Rudy Johnson May 16, 2007 4:37 PM

IMHO pay-per-mail systems are difficult to translate into public policy, as there’s no way to harmonize such techniques globally. There will always remain some territories that don’t comply. Furthermore e-mail communication will become less affordable to the lower social class. Someone had to compensate the administrative expenditure, which, compared to the single transferred fees, would be immense. Besides, the assertion of such rules would result in an exagerrated regulation of the Internet and a further loss of privacy.

Hashcash OTOH offers an opportunity to reduce spam significantly. You only need a hashcash minter intercepting every outgoing mail, automatically adding a token related to every recipient’s address and the current date, and at the destination a spam filter capable of rating messages based on the validity and precision of that token. Even web-interfaces aren’t big a problem, as applets can be used to enlist the local machine to do the calculations. The transition can take place smoothly with a profit for every participant right from the start. BTW, the unfortunate mom involuntarily running a spam relay would quickly hear her feverish computer gasping for breath and realize how sick it actually is, whilst the hijackers had to deal with the limited throughput.

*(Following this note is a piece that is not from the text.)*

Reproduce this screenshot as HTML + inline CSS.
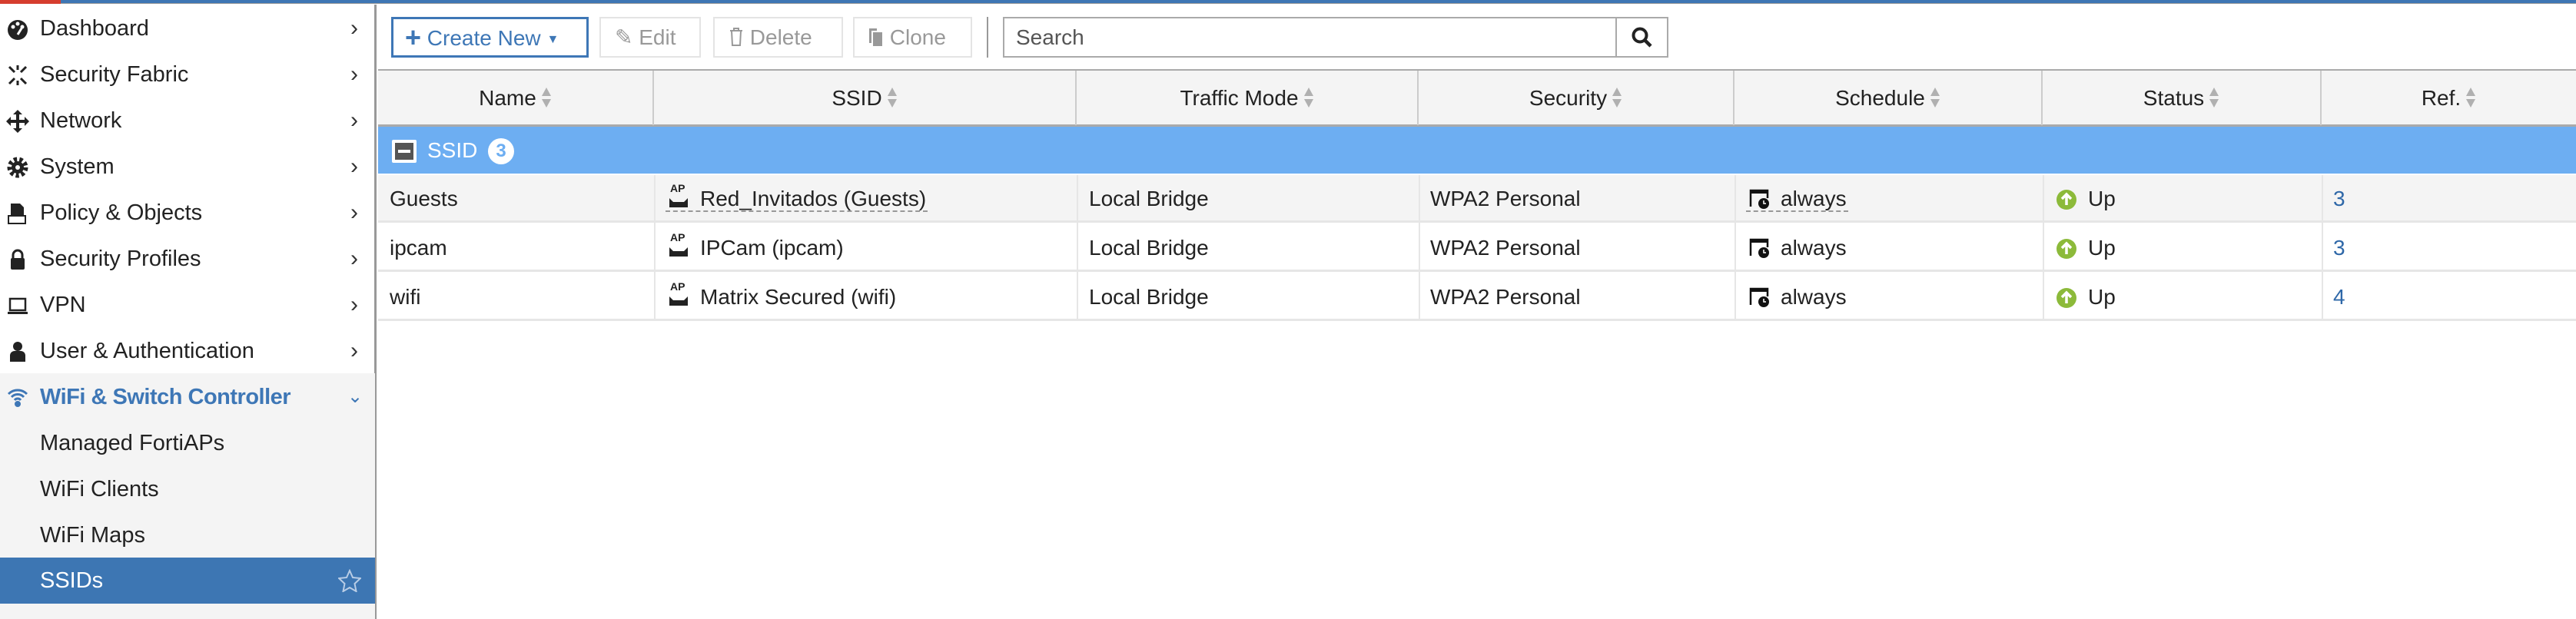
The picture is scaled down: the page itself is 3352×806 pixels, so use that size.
<!DOCTYPE html>
<html><head><meta charset="utf-8"><style>
*{margin:0;padding:0;box-sizing:border-box}
body{width:3352px;height:806px;overflow:hidden;background:#fff;font-family:"Liberation Sans",sans-serif;color:#222;position:relative}
.a{position:absolute}
.top{left:0;top:0;width:3352px;height:5px;background:#3e76b4;border-bottom:1px solid #999}
.side{left:0;top:6px;width:490px;height:800px;background:#fff;border-right:3px solid #999}
.it{position:absolute;left:0;width:488px;height:60px;font-size:29px;line-height:60px;padding-left:52px}
.ic{position:absolute;left:8px;top:16px;width:30px;height:30px}
.chev{position:absolute;left:456px;top:0;font-size:30px;color:#333}
.btn{position:absolute;top:22px;height:53px;border:2px solid #e4e4e4;font-size:28px;line-height:49px;color:#999;padding-left:18px}
.th{position:absolute;top:92px;height:71px;line-height:71px;text-align:center;font-size:28px;color:#222;border-right:2px solid #ccc}
.sort{display:inline-block;width:14px;height:30px;vertical-align:middle;margin-left:6px;position:relative;top:-3px}
.row{position:absolute;left:492px;width:2860px;height:62px;border-bottom:3px solid #e6e6e6}
.c{position:absolute;top:0;height:62px;line-height:62px;font-size:28px;color:#222}
.vl{position:absolute;top:228px;width:2px;height:190px;background:#e6e6e6}
</style></head><body>
<div class="a top"></div>
<div class="a" style="left:0;top:0;width:79px;height:5px;background:#d63d2e"></div>
<div class="a side">
 <div class="it" style="top:1px"><svg class="ic" viewBox="0 0 30 30"><circle cx="15" cy="16" r="13" fill="#222"/><circle cx="9" cy="12" r="2.5" fill="#fff"/><circle cx="15" cy="8" r="2.5" fill="#fff"/><circle cx="21" cy="12" r="2.5" fill="#fff"/><path d="M15 22 L20 14" stroke="#fff" stroke-width="3"/></svg>Dashboard<span class="chev">›</span></div>
 <div class="it" style="top:61px"><svg class="ic" viewBox="0 0 30 30" stroke="#222" stroke-width="3"><path d="M4 4l7 7M26 4l-7 7M4 26l7-7M26 26l-7-7M15 2v6M15 22v6"/></svg>Security Fabric<span class="chev">›</span></div>
 <div class="it" style="top:121px"><svg class="ic" viewBox="0 0 30 30" fill="#222"><path d="M13 5h4v20h-4zM3 13h24v4H3z"/><path d="M15 0l6 6H9zM15 30l6-6H9zM0 15l6-6v12zM30 15l-6-6v12z"/></svg>Network<span class="chev">›</span></div>
 <div class="it" style="top:181px"><svg class="ic" viewBox="0 0 30 30"><circle cx="15" cy="15" r="10" fill="none" stroke="#222" stroke-width="7" stroke-dasharray="4 3"/><circle cx="15" cy="15" r="8" fill="#222"/><circle cx="15" cy="15" r="3" fill="#fff"/></svg>System<span class="chev">›</span></div>
 <div class="it" style="top:241px"><svg class="ic" viewBox="0 0 30 30"><path d="M6 2h12l5 5v12H6z" fill="#222"/><rect x="3" y="18" width="22" height="10" fill="#fff" stroke="#222" stroke-width="2"/></svg>Policy &amp; Objects<span class="chev">›</span></div>
 <div class="it" style="top:301px"><svg class="ic" viewBox="0 0 30 30"><path d="M9 13V9a6 6 0 0112 0v4" fill="none" stroke="#222" stroke-width="3"/><rect x="6" y="13" width="18" height="15" rx="2" fill="#222"/></svg>Security Profiles<span class="chev">›</span></div>
 <div class="it" style="top:361px"><svg class="ic" viewBox="0 0 30 30"><rect x="5" y="6" width="20" height="15" fill="none" stroke="#222" stroke-width="2.5"/><rect x="2" y="23" width="26" height="3" fill="#222"/></svg>VPN<span class="chev">›</span></div>
 <div class="it" style="top:421px"><svg class="ic" viewBox="0 0 30 30" fill="#222"><circle cx="15" cy="8" r="6"/><path d="M5 28v-8a6 6 0 016-6h8a6 6 0 016 6v8z"/></svg>User &amp; Authentication<span class="chev">›</span></div>
 <div class="a" style="left:0;top:480px;width:488px;height:320px;background:#f4f4f4"></div>
 <div class="it" style="top:481px;color:#3e77b6;font-weight:bold;letter-spacing:-0.5px"><svg class="ic" viewBox="0 0 30 30" fill="none" stroke="#3e77b6" stroke-width="3"><path d="M3 10a17 17 0 0124 0M7 14a11 11 0 0116 0M11 18a5 5 0 018 0"/><circle cx="15" cy="23" r="2.5" fill="#3e77b6"/></svg>WiFi &amp; Switch Controller<span class="chev" style="font-weight:normal;color:#3e77b6;font-size:24px;left:452px">⌄</span></div>
 <div class="it" style="top:541px">Managed FortiAPs</div>
 <div class="it" style="top:601px">WiFi Clients</div>
 <div class="it" style="top:661px">WiFi Maps</div>
 <div class="it" style="top:720px;background:#3d76b3;color:#fff">SSIDs<svg class="a" style="left:440px;top:15px" width="30" height="30" viewBox="0 0 30 30"><path d="M15 2l4 9 10 1-7.5 7 2 10L15 24l-8.5 5 2-10L1 12l10-1z" fill="none" stroke="#b9cde6" stroke-width="2"/></svg></div>
</div>

<div class="a" style="left:509px;top:22px;width:257px;height:53px;border:3px solid #3e77b6;font-size:28px;line-height:47px;color:#3e77b6;padding-left:15px"><b style="font-size:36px;vertical-align:-2px">+</b> Create New <span style="font-size:16px;vertical-align:3px">▼</span></div>
<div class="btn" style="left:780px;width:132px">✎ Edit</div>
<div class="btn" style="left:928px;width:169px"><svg width="20" height="26" viewBox="0 0 20 26" style="vertical-align:-3px"><path d="M2 5h16M7 5V2h6v3M4 5l1 19h10l1-19" fill="none" stroke="#999" stroke-width="2"/></svg> Delete</div>
<div class="btn" style="left:1110px;width:155px"><svg width="20" height="26" viewBox="0 0 20 26" style="vertical-align:-3px"><path d="M1 2h10v3H4v16H1z" fill="#999"/><rect x="6" y="7" width="12" height="18" fill="#999"/></svg> Clone</div>
<div class="a" style="left:1284px;top:22px;width:2px;height:53px;background:#999"></div>
<div class="a" style="left:1305px;top:22px;width:866px;height:53px;border:2px solid #aaa;font-size:28px;line-height:49px;color:#555;padding-left:15px">Search</div>
<div class="a" style="left:2102px;top:22px;width:2px;height:53px;background:#aaa"></div>
<svg class="a" style="left:2122px;top:34px" width="30" height="30" viewBox="0 0 30 30"><circle cx="12" cy="12" r="8.5" fill="none" stroke="#222" stroke-width="4"/><path d="M18 18l8 8" stroke="#222" stroke-width="4.5"/></svg>

<div class="a" style="left:492px;top:90px;width:2860px;height:75px;background:#f4f4f4;border-top:2px solid #aaa;border-bottom:3px solid #aaa"></div>
<div class="th" style="left:492px;width:359px">Name<svg class="sort" viewBox="0 0 14 30"><path d="M7 2l6 11H1zM7 28l6-11H1z" fill="#b0b0b0"/></svg></div>
<div class="th" style="left:851px;width:550px">SSID<svg class="sort" viewBox="0 0 14 30"><path d="M7 2l6 11H1zM7 28l6-11H1z" fill="#b0b0b0"/></svg></div>
<div class="th" style="left:1401px;width:445px">Traffic Mode<svg class="sort" viewBox="0 0 14 30"><path d="M7 2l6 11H1zM7 28l6-11H1z" fill="#b0b0b0"/></svg></div>
<div class="th" style="left:1846px;width:411px">Security<svg class="sort" viewBox="0 0 14 30"><path d="M7 2l6 11H1zM7 28l6-11H1z" fill="#b0b0b0"/></svg></div>
<div class="th" style="left:2257px;width:401px">Schedule<svg class="sort" viewBox="0 0 14 30"><path d="M7 2l6 11H1zM7 28l6-11H1z" fill="#b0b0b0"/></svg></div>
<div class="th" style="left:2658px;width:363px">Status<svg class="sort" viewBox="0 0 14 30"><path d="M7 2l6 11H1zM7 28l6-11H1z" fill="#b0b0b0"/></svg></div>
<div class="th" style="left:3021px;width:331px;border-right:none">Ref.<svg class="sort" viewBox="0 0 14 30"><path d="M7 2l6 11H1zM7 28l6-11H1z" fill="#b0b0b0"/></svg></div>

<div class="a" style="left:492px;top:165px;width:2860px;height:61px;background:#6daef2"></div>
<div class="a" style="left:510px;top:182px;width:32px;height:30px;background:#fff;border-radius:2px"><div class="a" style="left:4px;top:4px;width:24px;height:22px;background:#555"></div><div class="a" style="left:8px;top:13px;width:16px;height:4px;background:#fff"></div></div>
<div class="a" style="left:556px;top:165px;line-height:61px;font-size:28px;color:#fff">SSID</div>
<div class="a" style="left:635px;top:180px;width:34px;height:34px;border-radius:50%;background:#fff;color:#6daef2;font-size:24px;line-height:34px;text-align:center;font-weight:bold">3</div>

<div class="row" style="top:228px;background:#f4f4f4"></div>
<div class="row" style="top:292px"></div>
<div class="row" style="top:356px"></div>
<div class="vl" style="left:851px"></div><div class="vl" style="left:1401px"></div><div class="vl" style="left:1846px"></div><div class="vl" style="left:2257px"></div><div class="vl" style="left:2658px"></div><div class="vl" style="left:3021px"></div>

<div class="c" style="left:507px;top:228px">Guests</div>
<div class="c" style="left:507px;top:292px">ipcam</div>
<div class="c" style="left:507px;top:356px">wifi</div>

<div class="c" style="left:866px;top:228px;border-bottom:2px dashed #999;height:48px;padding-right:2px"><span style="font-size:14px;font-weight:bold;position:absolute;left:6px;top:-14px">AP</span><svg class="a" style="left:4px;top:30px" width="26" height="12" viewBox="0 0 26 12"><path d="M1 0v12h24V0l-5 5H6z" fill="#222"/></svg><span style="margin-left:45px">Red_Invitados (Guests)</span></div>
<div class="c" style="left:866px;top:292px"><span style="font-size:14px;font-weight:bold;position:absolute;left:6px;top:-14px">AP</span><svg class="a" style="left:4px;top:30px" width="26" height="12" viewBox="0 0 26 12"><path d="M1 0v12h24V0l-5 5H6z" fill="#222"/></svg><span style="margin-left:45px">IPCam (ipcam)</span></div>
<div class="c" style="left:866px;top:356px"><span style="font-size:14px;font-weight:bold;position:absolute;left:6px;top:-14px">AP</span><svg class="a" style="left:4px;top:30px" width="26" height="12" viewBox="0 0 26 12"><path d="M1 0v12h24V0l-5 5H6z" fill="#222"/></svg><span style="margin-left:45px">Matrix Secured (wifi)</span></div>

<div class="c" style="left:1417px;top:228px">Local Bridge</div>
<div class="c" style="left:1417px;top:292px">Local Bridge</div>
<div class="c" style="left:1417px;top:356px">Local Bridge</div>
<div class="c" style="left:1861px;top:228px">WPA2 Personal</div>
<div class="c" style="left:1861px;top:292px">WPA2 Personal</div>
<div class="c" style="left:1861px;top:356px">WPA2 Personal</div>

<div class="c" style="left:2272px;top:228px;border-bottom:2px dashed #999;height:48px;width:133px"></div>
<svg class="a" style="left:2276px;top:245px" width="28" height="28" viewBox="0 0 28 28"><path d="M2 24V3h22v10" fill="none" stroke="#111" stroke-width="2.5"/><rect x="2" y="2" width="22" height="5" fill="#111"/><circle cx="19" cy="20" r="7" fill="#111"/><path d="M19 16v4h3" stroke="#fff" stroke-width="1.5" fill="none"/></svg>
<svg class="a" style="left:2276px;top:309px" width="28" height="28" viewBox="0 0 28 28"><path d="M2 24V3h22v10" fill="none" stroke="#111" stroke-width="2.5"/><rect x="2" y="2" width="22" height="5" fill="#111"/><circle cx="19" cy="20" r="7" fill="#111"/><path d="M19 16v4h3" stroke="#fff" stroke-width="1.5" fill="none"/></svg>
<svg class="a" style="left:2276px;top:373px" width="28" height="28" viewBox="0 0 28 28"><path d="M2 24V3h22v10" fill="none" stroke="#111" stroke-width="2.5"/><rect x="2" y="2" width="22" height="5" fill="#111"/><circle cx="19" cy="20" r="7" fill="#111"/><path d="M19 16v4h3" stroke="#fff" stroke-width="1.5" fill="none"/></svg>
<div class="c" style="left:2317px;top:228px">always</div>
<div class="c" style="left:2317px;top:292px">always</div>
<div class="c" style="left:2317px;top:356px">always</div>

<svg class="a" style="left:2675px;top:246px" width="28" height="28" viewBox="0 0 28 28"><circle cx="14" cy="14" r="13" fill="#8cba3a"/><path d="M14 21V8M8 13l6-6 6 6" stroke="#fff" stroke-width="3.5" fill="none"/></svg>
<svg class="a" style="left:2675px;top:310px" width="28" height="28" viewBox="0 0 28 28"><circle cx="14" cy="14" r="13" fill="#8cba3a"/><path d="M14 21V8M8 13l6-6 6 6" stroke="#fff" stroke-width="3.5" fill="none"/></svg>
<svg class="a" style="left:2675px;top:374px" width="28" height="28" viewBox="0 0 28 28"><circle cx="14" cy="14" r="13" fill="#8cba3a"/><path d="M14 21V8M8 13l6-6 6 6" stroke="#fff" stroke-width="3.5" fill="none"/></svg>
<div class="c" style="left:2717px;top:228px">Up</div>
<div class="c" style="left:2717px;top:292px">Up</div>
<div class="c" style="left:2717px;top:356px">Up</div>
<div class="c" style="left:3036px;top:228px;color:#2f68a8">3</div>
<div class="c" style="left:3036px;top:292px;color:#2f68a8">3</div>
<div class="c" style="left:3036px;top:356px;color:#2f68a8">4</div>
</body></html>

Ned Taylor July 29, 2007 2:14 PM

I’m sorry I missed this discussion when it was more timely. Almost all the objections to this system disappear if you don’t use money as a bond – use effort instead. My system (at http://www.drdmail.com) uses captchas as bonds – senders need to fill out a captcha (visual puzzle) correctly to create a bond, which then can be used to bond messages. If the bond is not forfeited, it can be used again to send another message. I have an answer to just about every objection, I think.